Elle avait refusé de se convertir à l'Islam et lui de se convertir au christianisme. Désespérés, ils ne leur restait plus qu'à mourir d'amour.

En Algérie — comme indiqué ci-dessus —, c'est l'élégie de Hizya, une des plus populaires du terroir, inspirée d'une histoire vécue, qui a rejoint les mythes, légendes, récits des passions amoureuses tragiques des histoires universelles fictives ou véridiques des peuplades de l'humanité que la littérature populaire a immortalisé dans les mémoires. Constituant un pan essentiel de la culture algérienne, depuis des siècles, la tradition populaire orale se doit d'être évoquée pour rendre compte de façon appropriée la question du patrimoine littéraire, artistique et spirituel national.
A l'époque de ce qu'on a appelé «les siècles obscurs», et notamment au XVIIe siècle, ce sont surtout les meddahs (poètes louangeurs), les goualine (porteurs de mots fins), les bardes, les conteurs, les commentateurs des ghazaouate (conquêtes), diseuses bouqalate, etc. qui pallièrent le vide d'une littérature écrite, en conservant la mémoire du pays, perpétuant et réinventant histoires et récits, contes légendes et paraboles, lors des banquets, fêtes et combats..
Il n'est pas étonnant que l'amour, comme dans la plupart des littératures populaires, ait pris une telle importance.

HIZYA (*)

Extrait du poème Hizya
de Mohamed Benguittoun
Hizya est l’oeuvre de Mohamed Benguitoun, poète originaire de Sidi Khaled (région de Biskra) du Sud- Constantinois.Il fut composé en 1878, en réponse aux doléances d’un de ses amis du nom de Saiyed, le voulant à la mémoire de sa bien-aimée Hizya, décédée à la fleur de l’age, à 23 ans. C’est d’une véritable élégie dont il s’agit, et des générations d’amoureux ont vibré aux intenses marques de sensibilité, d’une touchante sincérité , exprimant dramatiquement la douleur tenaillante causée par la perte de l’etre cher : ainsi ce vers particulièrement pathétique du poète qui au paroxysme de son affliction se met à implorer, au nom du Seigneur, le fossoyeur pour qu’il ne recouvre pas de terre sa chère Hizya que ses yeux d’amoureux fou , noyés de chagrin regardent pour la dernière fois avant qu’elle ne se « dérobe » à jamais à sa vue.
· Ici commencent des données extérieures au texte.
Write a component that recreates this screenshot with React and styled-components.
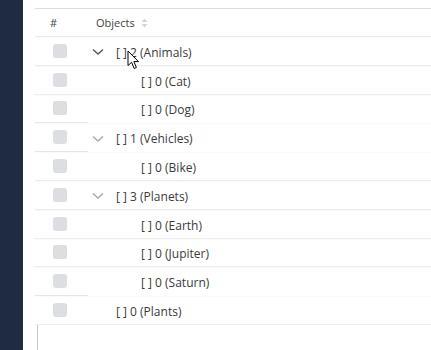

Ce vers touchant, l’auteur de ces lignes le restitue d’abord dans sa version dialectale originale avant de le traduire :

« Hhachemtek bel’Allah ya hheffar le’qbour * Ma teyahhche ett’rab a’ la Hizya »

Traduction :

« Je te supplie au nom d’Allah o fossoyeur- Ne fais pas tomber de la terre sur Hizya »

La traduction du poème Hizya qui suit ci-dessous est due à Sonneck, particulièrement connu pour avoir réalisé d’importants répertoires des chants arabes du Maghreb et études sur les dialectes et les poésies populaires de l’Afrique du Nord.

Hizya

( Extrait)

« Elle vaut les trésors, la belle aux beaux yeux ; et si cela ne suffit pas, ajoutes-y les habitants des villes.
Elle vaut les troupeaux des tribus, les bijoux, les palmiers des oasis, le pays des Chaouïa.
Elle vaut ce que renferment les océans ; elle vaut les Bédouins et citadins vivant au delà du Djebel Amour, et jusqu'à Ghardaïa.
Elle vaut, elle vaut le Mzab, et les plaines du Mzab,hormis les saints et les marabouts.
Elle vaut les chevaux recouverts de riches caparaçons, et l'étoile du soir.
Cela est peu, trop peu, pour ma bien-aimée, unique remède à mes maux.
Je demande pardon au Seigneur ; qu'Il ait pitié de ce malheureux !
Que Mon Seigneur et Maître pardonne à celui qui gémit à ses pieds !
Elle avait 23 ans, la belle à l'écharpe de soie.
Mon amour l'a suivie ; il ne renaîtra jamais dans mon coeur.
Consolez-moi de la perte de la reine des gazelles.
Elle habite la demeure des ténèbres, l'éternel séjour.
Jeunes amis ! Consolez-moi de la perte du faucon.
Elle n'a laissé que le lieu où sa famille a campé, et qui porte son nom.
Bonnes gens ! Consolez-moi de la perte de la belle aux khelkhals d'argent pur.»
Mohamed Benguittoun, 1878.



(*) Source : Sonneck M . C . Chants arabes du Maghreb…,3 Vol., Paris 1902-1904) ; et Six chansons arabes en dialecte maghrébin, journal asiatique, mai-juin,juillet,aout ,sept. Oct. 1839 , Paris 8 è).